Releyendo Campaigns of Alexander de Arriano, estuve repetidamente impresionado por sus resonancias romanas. Ocasionalmente el mismo Arriano hace una comparación explícita entre los sistemas romanos y macedonios. Pero más a menudo las comparaciones implicadas no necesitan ser mostradas. Las ansiedades acerca de las afirmaciones de Alejandro de que es un dios (o al menos el hijo de un dios) muestran obvias similitudes con las ansiedades romanas acerca del estatus divino o semidivino de sus propios emperadores. Los énfasis puestos sobre el uso de tropas extranjeras por Alejandro y la mezcla étnica de su corte, recuerdan muchos aspectos de la práctica imperial romana (tales como el uso de auxiliares provinciales en el ejército romano o la incorporación de miembros de las elites conquistadas —como el mismo Arriano— en la administración imperial).

Quizá la superposición más llamativa viene, como Caroline Vout notó en Power and Eroticism in Imperial Rome (2007), con la reacción de Alejandro ante la muerte de su amigo Hefasteión. “Algunos dicen”, escribe Arriano, “que por la mayor parte del día... Alejandro se afligió y lloró y rehusó irse hasta que sus compañeros lo llevaron a la fuerza”. Poco después estableció un culto a Hefasteión como “héroe”. Esto es casi exactamente lo que el emperador romano Adriano (bajo quien sirvió Arriano) se dice que hizo a la muerte de su propio favorito, Antinoo. Quizá Adriano estuviese imitando a Alejandro. Mucho más probablemente Arriano estaba dándole forma a su propia imagen de Alejandro, en base al comportamiento del emperador bajo el cual servía. Ni una mención a esto en The Landmark Arrian.

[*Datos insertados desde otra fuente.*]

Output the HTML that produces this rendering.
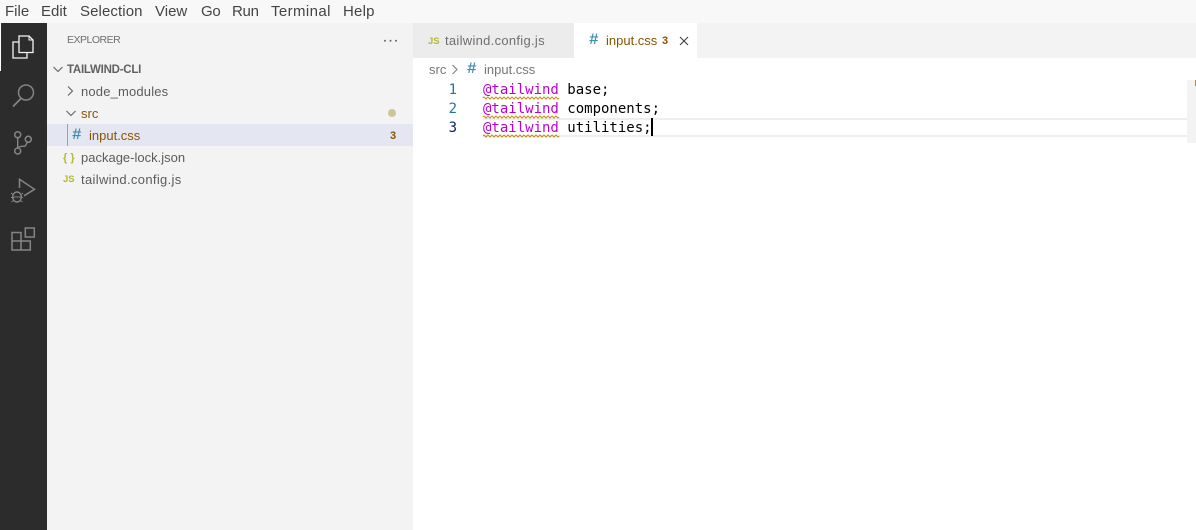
<!DOCTYPE html>
<html><head><meta charset="utf-8"><style>
html,body{margin:0;padding:0;width:1196px;height:530px;overflow:hidden;background:#fff}
body{position:relative;font-family:"Liberation Sans",sans-serif;color:#616161}
.a{position:absolute;white-space:pre}
.m{top:3px;font-size:15px;line-height:18px;color:#444;}
.t{font-size:13px;line-height:22px;height:22px;color:#5c5c5c}
.c{font-family:"DejaVu Sans Mono",monospace;font-size:14px;line-height:19px;height:19px;color:#000}
.k{color:#bb00d6}
.n{font-family:"DejaVu Sans Mono",monospace;font-size:14px;line-height:19px;width:30px;text-align:right;left:427px}
.h{font-family:"Liberation Mono",monospace;font-size:16px;font-weight:bold;line-height:22px;color:#3f8fb3}
svg{position:absolute;overflow:visible}
</style></head><body>
<div class="a" style="left:0;top:0;width:1196px;height:23px;background:#f8f8f8"></div>
<div class="a m" style="left:5px">File</div>
<div class="a m" style="left:41px">Edit</div>
<div class="a m" style="left:80px;letter-spacing:.1px">Selection</div>
<div class="a m" style="left:155px">View</div>
<div class="a m" style="left:201px;letter-spacing:-.3px">Go</div>
<div class="a m" style="left:232px;letter-spacing:-.3px">Run</div>
<div class="a m" style="left:271px;letter-spacing:.4px">Terminal</div>
<div class="a m" style="left:343px;letter-spacing:.2px">Help</div>

<div class="a" style="left:0;top:23px;width:47px;height:507px;background:#2c2c2c"></div>
<div class="a" style="left:0;top:23px;width:1px;height:48px;background:#fff"></div>
<svg style="left:0;top:23px" width="47" height="230" fill="none">
<path d="M19 13h10l4 4v12.500H19z M19 19h-6v16h14v-5.500" stroke="#f4f4f4" stroke-width="1.300"/>
<path d="M29 13v4h4" stroke="#f4f4f4" stroke-width="1"/>
<circle cx="26" cy="69.500" r="7.500" stroke="#858585" stroke-width="1.500"/>
<path d="M21 75.500L13 83.500" stroke="#858585" stroke-width="1.800"/>
<circle cx="17.700" cy="111.700" r="3" stroke="#858585" stroke-width="1.500"/>
<circle cx="28.300" cy="116.300" r="3" stroke="#858585" stroke-width="1.500"/>
<circle cx="17.700" cy="128" r="3" stroke="#858585" stroke-width="1.500"/>
<path d="M17.700 114.700v10.300M18.500 124l3-.7h3.500l2.500-4.200" stroke="#858585" stroke-width="1.400"/>
<path d="M19.500 165v-8.700L34.500 166.300l-10.500 6.500" stroke="#858585" stroke-width="1.500"/>
<ellipse cx="17" cy="174" rx="4.300" ry="5" stroke="#858585" stroke-width="1.400"/>
<path d="M11 170l2 1.500M23 170l-2 1.500M11 174.500h2M21 174.500h2M11.500 179l2-1.500M22.500 179l-2-1.500M13 174h8" stroke="#858585" stroke-width="1"/>
<path d="M12 209.500h9V218h9.300v9H12zM12 218h9v9" stroke="#858585" stroke-width="1.500"/>
<rect x="25.300" y="205" width="9" height="9" stroke="#858585" stroke-width="1.500"/>
</svg>

<div class="a" style="left:47px;top:23px;width:366px;height:507px;background:#f3f3f3"></div>
<div class="a" style="left:67px;top:32px;font-size:10.500px;letter-spacing:-.5px;line-height:16px;color:#6f6f6f">EXPLORER</div>
<svg style="left:383px;top:39px" width="16" height="4"><circle cx="2" cy="1.700" r="1" fill="#666"/><circle cx="7.500" cy="1.700" r="1" fill="#666"/><circle cx="13" cy="1.700" r="1" fill="#666"/></svg>

<svg style="left:52px;top:65px" width="12" height="8" fill="none"><path d="M1.500 2l4.500 4.500L10.500 2" stroke="#616161" stroke-width="1.100"/></svg>
<div class="a t" style="left:67px;top:59px;font-size:11.500px;font-weight:bold;letter-spacing:-.25px;color:#616161">TAILWIND-CLI</div>
<svg style="left:66px;top:85px" width="8" height="12" fill="none"><path d="M2 1.500l4.500 4.500L2 10.500" stroke="#616161" stroke-width="1.100"/></svg>
<div class="a t" style="left:81px;top:81px;letter-spacing:.17px">node_modules</div>
<svg style="left:65px;top:109px" width="12" height="8" fill="none"><path d="M1.500 2l4.500 4.500L10.500 2" stroke="#616161" stroke-width="1.100"/></svg>
<div class="a t" style="left:81px;top:103px;color:#895503">src</div>
<div class="a" style="left:388px;top:109px;width:8px;height:8px;border-radius:50%;background:#cfc596"></div>

<div class="a" style="left:47px;top:124px;width:366px;height:22px;background:#e4e6f1"></div>
<div class="a" style="left:67px;top:124px;width:1px;height:22px;background:#a0a0a0"></div>
<div class="a h" style="left:72px;top:124px">#</div>
<div class="a t" style="left:89px;top:125px;color:#895503">input.css</div>
<div class="a" style="left:390px;top:125px;font-size:11px;line-height:22px;font-weight:bold;color:#895503">3</div>

<div class="a" style="left:63px;top:147px;font-size:11px;line-height:22px;font-weight:bold;color:#b7b73b">{ }</div>
<div class="a t" style="left:81px;top:147px">package-lock.json</div>
<div class="a" style="left:63px;top:169px;font-size:9.500px;line-height:22px;font-weight:bold;color:#b7b73b">JS</div>
<div class="a t" style="left:81px;top:169px;letter-spacing:.33px">tailwind.config.js</div>

<div class="a" style="left:413px;top:23px;width:783px;height:35px;background:#f3f3f3"></div>
<div class="a" style="left:413px;top:23px;width:161px;height:35px;background:#ececec"></div>
<div class="a" style="left:574px;top:23px;width:123px;height:35px;background:#fff"></div>
<div class="a" style="left:428px;top:24px;font-size:9.500px;line-height:35px;font-weight:bold;color:#b7b73b">JS</div>
<div class="a t" style="left:445px;top:29px;letter-spacing:.29px;line-height:23px;color:#6f6f6f">tailwind.config.js</div>
<div class="a h" style="left:589px;top:29px">#</div>
<div class="a t" style="left:606px;top:29px;line-height:23px;color:#895503">input.css</div>
<div class="a" style="left:662px;top:30px;font-size:11px;line-height:22px;font-weight:bold;color:#895503">3</div>
<svg style="left:680px;top:37px" width="8" height="8" fill="none"><path d="M0 0l8 8M8 0l-8 8" stroke="#424242" stroke-width="1.100"/></svg>

<div class="a t" style="left:429px;top:59px;color:#777">src</div>
<svg style="left:451px;top:64px" width="8" height="12" fill="none"><path d="M1.500 1l4.500 4.500L1.500 10" stroke="#777" stroke-width="1"/></svg>
<div class="a h" style="left:467px;top:58px">#</div>
<div class="a t" style="left:484px;top:59px;color:#777">input.css</div>

<div class="a" style="left:483px;top:118px;width:704px;height:15px;border-top:2px solid #eee;border-bottom:2px solid #eee"></div>
<div class="a" style="left:1187px;top:80px;width:9px;height:63px;background:#f3f3f3"></div>
<div class="a" style="left:1195px;top:80px;width:1px;height:6px;background:#c08a1e"></div>

<div class="a n" style="top:81px;color:#237893">1</div>
<div class="a n" style="top:100px;color:#237893">2</div>
<div class="a n" style="top:119px;color:#0b216f">3</div>

<div class="a c" style="left:483px;top:81px"><span class="k">@tailwind</span> base;</div>
<div class="a c" style="left:483px;top:100px"><span class="k">@tailwind</span> components;</div>
<div class="a c" style="left:483px;top:119px"><span class="k">@tailwind</span> utilities;</div>
<svg style="left:483px;top:95.500px" width="76" height="4" fill="none"><path d="M0 2q1-2 2 0t2 0 2 0 2 0 2 0 2 0 2 0 2 0 2 0 2 0 2 0 2 0 2 0 2 0 2 0 2 0 2 0 2 0 2 0 2 0 2 0 2 0 2 0 2 0 2 0 2 0 2 0 2 0 2 0 2 0 2 0 2 0 2 0 2 0 2 0 2 0 2 0 2 0" stroke="#bf8803" stroke-width="1"/></svg>
<svg style="left:483px;top:114.500px" width="76" height="4" fill="none"><path d="M0 2q1-2 2 0t2 0 2 0 2 0 2 0 2 0 2 0 2 0 2 0 2 0 2 0 2 0 2 0 2 0 2 0 2 0 2 0 2 0 2 0 2 0 2 0 2 0 2 0 2 0 2 0 2 0 2 0 2 0 2 0 2 0 2 0 2 0 2 0 2 0 2 0 2 0 2 0 2 0" stroke="#bf8803" stroke-width="1"/></svg>
<svg style="left:483px;top:133.500px" width="76" height="4" fill="none"><path d="M0 2q1-2 2 0t2 0 2 0 2 0 2 0 2 0 2 0 2 0 2 0 2 0 2 0 2 0 2 0 2 0 2 0 2 0 2 0 2 0 2 0 2 0 2 0 2 0 2 0 2 0 2 0 2 0 2 0 2 0 2 0 2 0 2 0 2 0 2 0 2 0 2 0 2 0 2 0 2 0" stroke="#bf8803" stroke-width="1"/></svg>
<div class="a" style="left:651px;top:118px;width:2px;height:18px;background:#000"></div>
</body></html>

Sospecho que el cambio que Davidson quería para “Alejandrolandia” vendrá solamente cuando estemos preparados para darnos cuenta de que éste es tanto un país romano como griego. Quizá al mismo tiempo finalmente seremos capaces de pensar en el mosaico alejandrino de Pompeya como una orgullosa creación romana, y no como (como la leyenda en The Landmark Arrian dice), “copiada de una pintura griega hecha unas pocas décadas después de la batalla, quizá basada en versiones de testigos”.

Notas
______________________
[*] James Davidson, "Bonkers about Boys," London Review of Books , November 1, 2001.